1- “Desconscerto” com Matheus Nachtergaele
A primeira indicação tira qualquer espectador da zona de conforto. A adaptação do espetáculo “Processo de Conscerto do Desejo” para formato virtual, intitulada “Desconscerto“, apresenta um tom dramático e melancólico. Matheus Nachtergaele representa a poetisa Maria Cecília Nachtergaele, sua mãe, em um peça montada em homenagem à escritora. A partir da obra de uma personalidade que decidiu deixar o mundo aos 22 anos, Matheus montou este espetáculo delicado, nostálgico e diria que bastante doloroso. O suicídio, quando o ator tinha apenas três meses de idade, é trazido justificado com tons escuros de uma vida já sem muito brilho. Ele narra a história de sua mãe que deságua em sua própria narrativa – e causa no público um ‘desconscerto’ descomunal.

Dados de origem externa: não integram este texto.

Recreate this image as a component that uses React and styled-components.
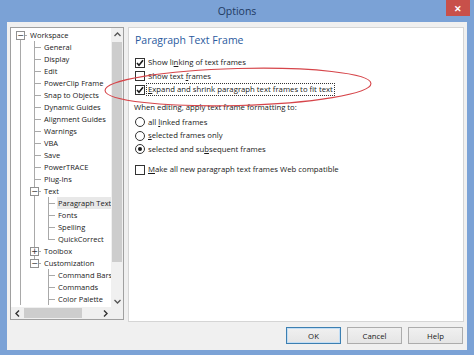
import styled, { createGlobalStyle } from "styled-components";

const GlobalStyle = createGlobalStyle`
  html, body { margin: 0; padding: 0; background: #7ba2d6; }
  body { font-family: "Open Sans", "Noto Sans", sans-serif; }
`;

const Window = styled.div`
  width: 474px;
  height: 355px;
  background: #7ba2d6;
  display: flex;
  flex-direction: column;
  box-sizing: border-box;
  padding: 0 7px 5px 7px;
  position: relative;
  overflow: hidden;
`;

const TitleBar = styled.div`
  height: 22px;
  display: grid;
  grid-template-columns: 1fr auto 1fr;
  align-items: start;
`;

const Title = styled.div`
  grid-column: 2;
  font-size: 10.5px;
  line-height: 23px;
  color: #1e3a62;
`;

const CloseButton = styled.div`
  grid-column: 3;
  justify-self: end;
  width: 24px;
  height: 16px;
  margin-right: -3px;
  background: #c8504a;
  color: #fff;
  font-size: 9px;
  font-weight: 700;
  display: flex;
  align-items: center;
  justify-content: center;
`;

const Client = styled.div`
  flex: 1;
  background: #f0f0f0;
  display: flex;
  flex-direction: column;
  padding: 5px 3px 0 3px;
`;

const Body = styled.div`
  display: flex;
  align-items: flex-start;
  gap: 4px;
  height: 295px;
`;

const TreeBox = styled.div`
  width: 112px;
  height: 291px;
  border: 1px solid #a0a0a0;
  background: #fff;
  display: grid;
  grid-template-columns: 1fr 12px;
  grid-template-rows: 1fr 12px;
  overflow: hidden;
`;

const TreeList = styled.div`
  overflow: hidden;
  padding-top: 1px;
`;

const Row = styled.div`
  height: 12px;
  display: flex;
  align-items: center;
  padding-left: 2px;
  white-space: nowrap;
  font-size: 7.5px;
  color: #1a1a1a;
`;

const Guide = styled.span`
  position: relative;
  flex: none;
  width: 14px;
  height: 12px;

  &::before {
    content: "";
    position: absolute;
    left: 7px;
    width: 0;
    border-left: 1px solid #a9a9a9;
    top: ${(p) => (p.$kind === "first" ? "6px" : "0")};
    bottom: ${(p) => (p.$kind === "elbow" ? "6px" : "0")};
    display: ${(p) => (p.$kind === "blank" ? "none" : "block")};
  }

  &::after {
    content: "";
    position: absolute;
    left: 7px;
    right: 0;
    top: 6px;
    border-top: 1px solid #a9a9a9;
    display: ${(p) => (p.$kind === "pipe" || p.$kind === "blank" ? "none" : "block")};
  }
`;

const Expander = styled.span`
  position: absolute;
  z-index: 1;
  left: 3px;
  top: 2px;
  width: 7px;
  height: 7px;
  border: 1px solid #919191;
  background: #fff;
  font-size: 8px;
  line-height: 7px;
  text-align: center;
  color: #333;
  font-family: "DejaVu Sans", sans-serif;
`;

const Label = styled.span`
  margin-left: 2px;
  padding: 0 1px;
  line-height: 12px;
  background: ${(p) => (p.$selected ? "#e8e8e8" : "transparent")};
`;

const VScroll = styled.div`
  background: #f0f0f0;
  display: flex;
  flex-direction: column;
  align-items: center;
`;

const HScroll = styled.div`
  background: #f0f0f0;
  display: flex;
  align-items: center;
`;

const Arrow = styled.span`
  flex: none;
  width: 12px;
  height: 12px;
  display: flex;
  align-items: center;
  justify-content: center;
`;

const VThumb = styled.div`
  width: 10px;
  height: 220px;
  margin-top: 2px;
  background: #cdcdcd;
`;

const HThumb = styled.div`
  height: 10px;
  width: 58px;
  margin-left: 1px;
  background: #cdcdcd;
`;

const Spacer = styled.div`
  flex: 1;
`;

const Corner = styled.div`
  background: #f0f0f0;
`;

const Panel = styled.div`
  flex: 1;
  align-self: stretch;
  background: #fff;
  border: 1px solid #d5d5d5;
  padding: 3px 6px;
  display: flex;
  flex-direction: column;
  font-size: 7.75px;
  color: #1a1a1a;
`;

const PanelTitle = styled.div`
  font-size: 10.5px;
  color: #2a5a9e;
  height: 18px;
  line-height: 18px;
  margin-bottom: 7px;
`;

const Option = styled.label`
  display: flex;
  align-items: center;
  height: 13.5px;
  margin-top: ${(p) => p.$gap || 0}px;
`;

const Box = styled.span`
  width: 8px;
  height: 8px;
  margin-right: 1px;
  border: 1px solid #333;
  background: #fff;
  border-radius: ${(p) => (p.$round ? "50%" : "0")};
  display: flex;
  align-items: center;
  justify-content: center;
  flex: none;
`;

const Dot = styled.span`
  width: 4px;
  height: 4px;
  border-radius: 50%;
  background: #1a1a1a;
`;

const OptionText = styled.span`
  line-height: 11px;
  padding: 0 1px;
  border: 1px dotted ${(p) => (p.$focus ? "#333" : "transparent")};
`;

const Key = styled.span`
  text-decoration: underline;
`;

const Caption = styled.div`
  height: 13px;
  line-height: 13px;
  margin: 4px 0 2px -1px;
`;

const Footer = styled.div`
  display: flex;
  justify-content: flex-end;
  gap: 6px;
  padding: 5px 1px 0 0;
`;

const Button = styled.button`
  width: 55px;
  height: 17px;
  padding: 0;
  font-family: inherit;
  font-size: 7.75px;
  color: #1a1a1a;
  background: linear-gradient(#f0f0f0, #e5e5e5);
  border: 1px solid ${(p) => (p.$primary ? "#3c7fb1" : "#acacac")};
  box-shadow: ${(p) => (p.$primary ? "inset 0 0 0 1px #c3def5" : "none")};
`;

const Ellipse = styled.svg`
  position: absolute;
  left: 0;
  top: 0;
  pointer-events: none;
`;

const Check = () => (
  <svg width="8" height="8" viewBox="0 0 8 8">
    <path d="M1 4 L3 6.3 L7 1.2" fill="none" stroke="#1a1a1a" strokeWidth="1.6" />
  </svg>
);

const tree = [
  { label: "Workspace", guides: ["first"], exp: "−" },
  { label: "General", guides: ["pipe", "tee"] },
  { label: "Display", guides: ["pipe", "tee"] },
  { label: "Edit", guides: ["pipe", "tee"] },
  { label: "PowerClip Frame", guides: ["pipe", "tee"] },
  { label: "Snap to Objects", guides: ["pipe", "tee"] },
  { label: "Dynamic Guides", guides: ["pipe", "tee"] },
  { label: "Alignment Guides", guides: ["pipe", "tee"] },
  { label: "Warnings", guides: ["pipe", "tee"] },
  { label: "VBA", guides: ["pipe", "tee"] },
  { label: "Save", guides: ["pipe", "tee"] },
  { label: "PowerTRACE", guides: ["pipe", "tee"] },
  { label: "Plug-Ins", guides: ["pipe", "tee"] },
  { label: "Text", guides: ["pipe", "tee"], exp: "−" },
  { label: "Paragraph Text", guides: ["pipe", "pipe", "tee"], selected: true },
  { label: "Fonts", guides: ["pipe", "pipe", "tee"] },
  { label: "Spelling", guides: ["pipe", "pipe", "tee"] },
  { label: "QuickCorrect", guides: ["pipe", "pipe", "elbow"] },
  { label: "Toolbox", guides: ["pipe", "tee"], exp: "+" },
  { label: "Customization", guides: ["pipe", "elbow"], exp: "−" },
  { label: "Command Bars", guides: ["pipe", "blank", "tee"] },
  { label: "Commands", guides: ["pipe", "blank", "tee"] },
  { label: "Color Palette", guides: ["pipe", "blank", "tee"] },
];

const TreeRow = ({ item }) => (
  <Row>
    {item.guides.map((g, i) => (
      <Guide key={i} $kind={g}>
        {item.exp && i === item.guides.length - 1 && <Expander>{item.exp}</Expander>}
      </Guide>
    ))}
    <Label $selected={item.selected}>{item.label}</Label>
  </Row>
);

export default function App() {
  return (
    <Window>
      <GlobalStyle />
      <TitleBar>
        <Title>Options</Title>
        <CloseButton>✕</CloseButton>
      </TitleBar>
      <Client>
        <Body>
          <TreeBox>
            <TreeList>
              {tree.map((item) => (
                <TreeRow key={item.label} item={item} />
              ))}
            </TreeList>
            <VScroll>
              <Arrow>
                <svg width="7" height="5" viewBox="0 0 7 5">
                  <path d="M0.5 4 L3.5 1 L6.5 4" fill="none" stroke="#555" strokeWidth="1.3" />
                </svg>
              </Arrow>
              <VThumb />
              <Spacer />
              <Arrow>
                <svg width="7" height="5" viewBox="0 0 7 5">
                  <path d="M0.5 1 L3.5 4 L6.5 1" fill="none" stroke="#555" strokeWidth="1.3" />
                </svg>
              </Arrow>
            </VScroll>
            <HScroll>
              <Arrow>
                <svg width="5" height="7" viewBox="0 0 5 7">
                  <path d="M4 0.5 L1 3.5 L4 6.5" fill="none" stroke="#333" strokeWidth="1.4" />
                </svg>
              </Arrow>
              <HThumb />
              <Spacer />
              <Arrow>
                <svg width="5" height="7" viewBox="0 0 5 7">
                  <path d="M1 0.5 L4 3.5 L1 6.5" fill="none" stroke="#333" strokeWidth="1.4" />
                </svg>
              </Arrow>
            </HScroll>
            <Corner />
          </TreeBox>
          <Panel>
            <PanelTitle>Paragraph Text Frame</PanelTitle>
            <Option>
              <Box><Check /></Box>
              <OptionText>Show li<Key>n</Key>king of text frames</OptionText>
            </Option>
            <Option>
              <Box />
              <OptionText>Show text <Key>f</Key>rames</OptionText>
            </Option>
            <Option>
              <Box><Check /></Box>
              <OptionText $focus><Key>E</Key>xpand and shrink paragraph text frames to fit text</OptionText>
            </Option>
            <Caption>When editing, apply text frame formatting to:</Caption>
            <Option>
              <Box $round />
              <OptionText>all <Key>l</Key>inked frames</OptionText>
            </Option>
            <Option>
              <Box $round />
              <OptionText><Key>s</Key>elected frames only</OptionText>
            </Option>
            <Option>
              <Box $round><Dot /></Box>
              <OptionText>selected and su<Key>b</Key>sequent frames</OptionText>
            </Option>
            <Option $gap={7}>
              <Box />
              <OptionText><Key>M</Key>ake all new paragraph text frames Web compatible</OptionText>
            </Option>
          </Panel>
        </Body>
        <Footer>
          <Button $primary>OK</Button>
          <Button>Cancel</Button>
          <Button>Help</Button>
        </Footer>
      </Client>
      <Ellipse width="474" height="355" viewBox="0 0 474 355">
        <ellipse
          cx="238"
          cy="87"
          rx="133"
          ry="18.5"
          fill="none"
          stroke="#d6454a"
          strokeWidth="1.1"
          transform="rotate(-1.5 238 87)"
        />
      </Ellipse>
    </Window>
  );
}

2- “Pequenos e Grandes Gestos de Despedida” com Georgiana Góes
Com uma temática mais leve, porém, não menos sofrida, “Pequenos e Grandes Gestos de Despedida”, deriva de montagem entre ficção e realidade. A atriz Georgiana Góes que protagoniza o monólogo, escreveu a peça a partir de experiências próprias e referências externas que se assemelhavam a sua trajetória amorosa. Musicalmente marcada por ritmos e batidas brasileiras, a personagem faz um circuito por várias nuances de um relacionamento que se desfalece ao longo dos tempos. Em um cenário marcado por cores vibrantes e marcantes, a figura vestida como uma noiva – de lábios escarlate – transita por boas memórias e outras nada agradáveis para encontrar o significado do amor e localizar, especificamente, onde foi que esta flor personificada perdeu sua cor.

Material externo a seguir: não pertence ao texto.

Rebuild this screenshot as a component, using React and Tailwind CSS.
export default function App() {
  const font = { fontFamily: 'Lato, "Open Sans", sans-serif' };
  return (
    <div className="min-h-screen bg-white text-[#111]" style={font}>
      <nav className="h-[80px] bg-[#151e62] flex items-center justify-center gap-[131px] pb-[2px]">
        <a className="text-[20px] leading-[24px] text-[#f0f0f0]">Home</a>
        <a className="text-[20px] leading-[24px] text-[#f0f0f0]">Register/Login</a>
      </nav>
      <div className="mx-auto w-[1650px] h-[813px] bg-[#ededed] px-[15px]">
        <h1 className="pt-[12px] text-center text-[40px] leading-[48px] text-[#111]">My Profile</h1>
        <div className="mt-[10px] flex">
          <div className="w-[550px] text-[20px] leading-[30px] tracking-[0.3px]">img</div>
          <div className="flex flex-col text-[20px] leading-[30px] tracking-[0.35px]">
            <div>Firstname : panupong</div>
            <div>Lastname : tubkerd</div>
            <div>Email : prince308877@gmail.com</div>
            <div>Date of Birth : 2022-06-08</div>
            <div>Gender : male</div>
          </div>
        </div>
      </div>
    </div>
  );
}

3- “O Homem que Queria ser Livro” com Darson Ribeiro
A terceira e última indicação, retoma o início do isolamento social. A peça “O homem que Queria ser Livro” mostra um personagem vivenciando uma crise existencial, em um momento de solidão. Darson Ribeiro, personagem principal da peça, segue em suas reflexões para se transformar em livro – livre. A peça traz a narrativa de algumas obras de personagens fictícios como Dom Quixote – que escreve sua história, vive de maneira lúdica e traça sua própria narrativa. Com cenário bagunçado, quase como se alguém estivesse devorando livros com a sede de encontrar respostas, Darson cria um espaço intimista com o espectador e o faz refletir sobre questões do existencialismo humano.
Mesmo querendo imensamente a volta do presencial, precisamos entender que, por ora, este meio é o que temos. E não custa nada deixar-se experienciar. Destaco que não é necessário buscar uma pessoa há 3.500 km de distância para compartilhar esses momentos, às vezes ela está um pouquinho mais próximo.

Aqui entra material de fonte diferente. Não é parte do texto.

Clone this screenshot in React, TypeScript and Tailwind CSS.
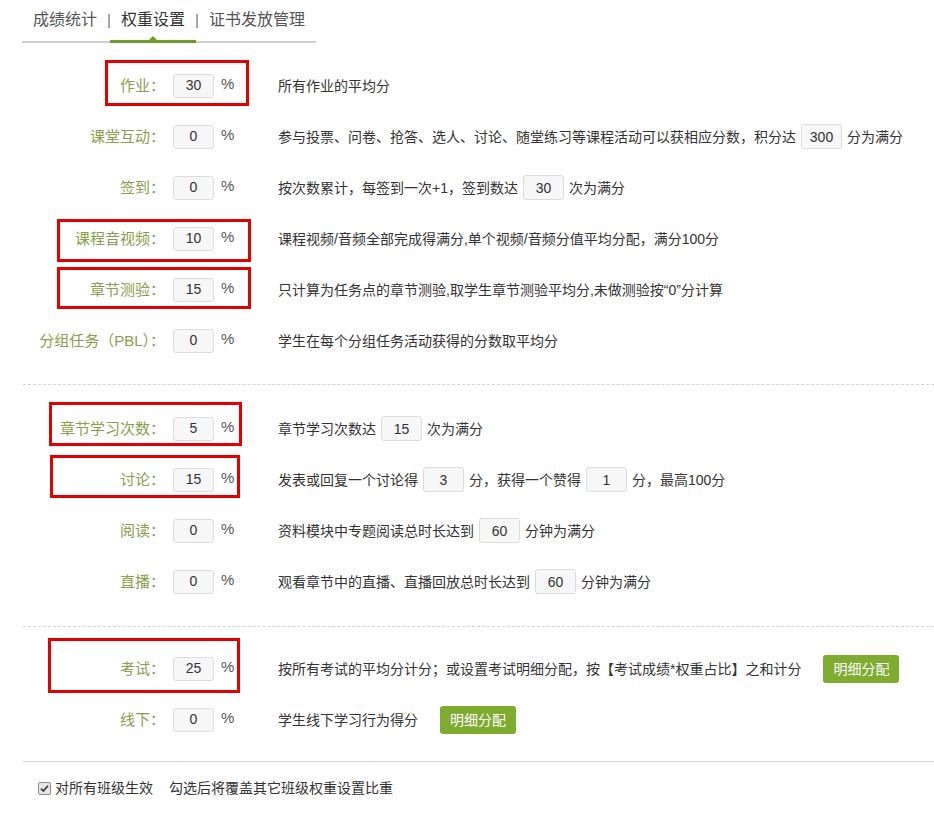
import React from "react";

// ─── Small pieces ────────────────────────────────────────────────

function NumBox({ value, inline = false }: { value: string; inline?: boolean }) {
  return (
    <span
      className={`inline-flex w-[41px] items-center justify-center rounded-[3px] border border-[#dcdcdc] bg-[#f7f7f7] text-[14px] text-[#333] ${
        inline ? "mx-[5px] h-[25px]" : "h-6"
      }`}
    >
      {value}
    </span>
  );
}

function DetailButton({ className = "" }: { className?: string }) {
  return (
    <button
      type="button"
      className={`h-[28px] w-[76px] rounded-[3px] bg-[#7dac31] text-[14px] text-white ${className}`}
    >
      明细分配
    </button>
  );
}

interface WeightRowProps {
  label: string;
  value: string;
  children: React.ReactNode;
}

function WeightRow({ label, value, children }: WeightRowProps) {
  return (
    <div className="flex h-[51px] items-center">
      <span className="w-[142px] whitespace-nowrap text-right text-[15px] leading-5 text-[#8a9e4d]">
        {label}：
      </span>
      <div className="ml-2 flex w-[105px] items-center">
        <NumBox value={value} />
        <span className="-mt-[4px] ml-[7px] text-[15px] leading-5 text-[#555]">%</span>
      </div>
      <div className="flex items-center whitespace-nowrap text-[14px] leading-5 text-[#333]">
        {children}
      </div>
    </div>
  );
}

// ─── Tabs ────────────────────────────────────────────────────────

const tabs = ["成绩统计", "权重设置", "证书发放管理"];

function Tabs() {
  return (
    <div className="ml-[22px] flex w-fit items-center whitespace-nowrap border-b-2 border-[#d0d0d0]">
      {tabs.map((t, i) => (
        <React.Fragment key={t}>
          {i > 0 && (
            <span className="flex w-[2px] justify-center pb-[9px] pt-[8px] text-[15px] leading-6 text-[#777]">
              |
            </span>
          )}
          <span
            className={`relative px-[11px] pb-[9px] pt-[8px] text-[16px] leading-6 ${
              i === 1 ? "text-[#333]" : "text-[#555]"
            }`}
          >
            {t}
            {i === 1 && (
              <>
                <span className="absolute -bottom-[2px] left-0 right-0 h-[3px] bg-[#6f9a2c]" />
                <span className="absolute -bottom-[1px] left-1/2 h-0 w-0 -translate-x-1/2 border-x-[6px] border-b-[6px] border-x-transparent border-b-[#6f9a2c]" />
              </>
            )}
          </span>
        </React.Fragment>
      ))}
    </div>
  );
}

// ─── Red annotation boxes ────────────────────────────────────────

function Marks() {
  return (
    <>
      <div className="absolute left-[105px] top-[60px] h-[46px] w-[144px] border-[3px] border-[#e40000]" />
      <div className="absolute left-[57px] top-[219px] h-[43px] w-[194px] border-[3px] border-[#e40000]" />
      <div className="absolute left-[57px] top-[267px] h-[42px] w-[194px] border-[3px] border-[#e40000]" />
      <div className="absolute left-[49px] top-[402px] h-[44px] w-[193px] border-[3px] border-[#e40000]" />
      <div className="absolute left-[50px] top-[455px] h-[43px] w-[190px] border-[3px] border-[#e40000]" />
      <div className="absolute left-[48px] top-[638px] h-[55px] w-[192px] border-[3px] border-[#e40000]" />
    </>
  );
}

// ─── Page ────────────────────────────────────────────────────────

export default function App() {
  return (
    <div className="relative min-h-[816px] w-full bg-white font-['Liberation_Sans','Noto_Sans_CJK_SC',sans-serif]">
      <Tabs />

      <div className="ml-[23px]">
        <div className="border-b border-dashed border-[#d4d4d4] pb-[18px] pt-[17px]">
          <WeightRow label="作业" value="30">所有作业的平均分</WeightRow>
          <WeightRow label="课堂互动" value="0">
            参与投票、问卷、抢答、选人、讨论、随堂练习等课程活动可以获相应分数，积分达
            <NumBox value="300" inline />
            分为满分
          </WeightRow>
          <WeightRow label="签到" value="0">
            按次数累计，每签到一次+1，签到数达
            <NumBox value="30" inline />
            次为满分
          </WeightRow>
          <WeightRow label="课程音视频" value="10">
            课程视频/音频全部完成得满分,单个视频/音频分值平均分配，满分100分
          </WeightRow>
          <WeightRow label="章节测验" value="15">
            只计算为任务点的章节测验,取学生章节测验平均分,未做测验按“0”分计算
          </WeightRow>
          <WeightRow label="分组任务（PBL）" value="0">
            学生在每个分组任务活动获得的分数取平均分
          </WeightRow>
        </div>

        <div className="border-b border-dashed border-[#d4d4d4] pb-[19px] pt-[18px]">
          <WeightRow label="章节学习次数" value="5">
            章节学习次数达
            <NumBox value="15" inline />
            次为满分
          </WeightRow>
          <WeightRow label="讨论" value="15">
            发表或回复一个讨论得
            <NumBox value="3" inline />
            分，获得一个赞得
            <NumBox value="1" inline />
            分，最高100分
          </WeightRow>
          <WeightRow label="阅读" value="0">
            资料模块中专题阅读总时长达到
            <NumBox value="60" inline />
            分钟为满分
          </WeightRow>
          <WeightRow label="直播" value="0">
            观看章节中的直播、直播回放总时长达到
            <NumBox value="60" inline />
            分钟为满分
          </WeightRow>
        </div>

        <div className="border-b border-[#d4d4d4] pb-4 pt-[16px]">
          <WeightRow label="考试" value="25">
            按所有考试的平均分计分；或设置考试明细分配，按【考试成绩*权重占比】之和计分
            <DetailButton className="ml-[22px]" />
          </WeightRow>
          <WeightRow label="线下" value="0">
            学生线下学习行为得分
            <DetailButton className="ml-[22px]" />
          </WeightRow>
        </div>

        <div className="flex items-center pl-[15px] pt-[16px] text-[14px] leading-5 text-[#333]">
          <span className="flex h-[13px] w-[13px] items-center justify-center rounded-[2px] border border-[#8f8f8f] bg-[#e6e6e6]">
            <svg width="9" height="9" viewBox="0 0 9 9">
              <path d="M1 4.6 L3.4 7 L8 1.8" fill="none" stroke="#333" strokeWidth="1.6" />
            </svg>
          </span>
          <span className="ml-[4px]">对所有班级生效</span>
          <span className="ml-4">勾选后将覆盖其它班级权重设置比重</span>
        </div>
      </div>

      <Marks />
    </div>
  );
}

Além de conferir os monólogos já gravados, você pode acompanhar a programação do Sesc pela página do Youtube e desfrutar de um espetáculo ao vivo – nem que seja apenas para ouvir novamente “Silêncio o espetáculo está começando” – mas desta vez, estarás em teu sofá ou talvez em tua cama.
Aproveita a voia e confere também a programação do sesc da tua região!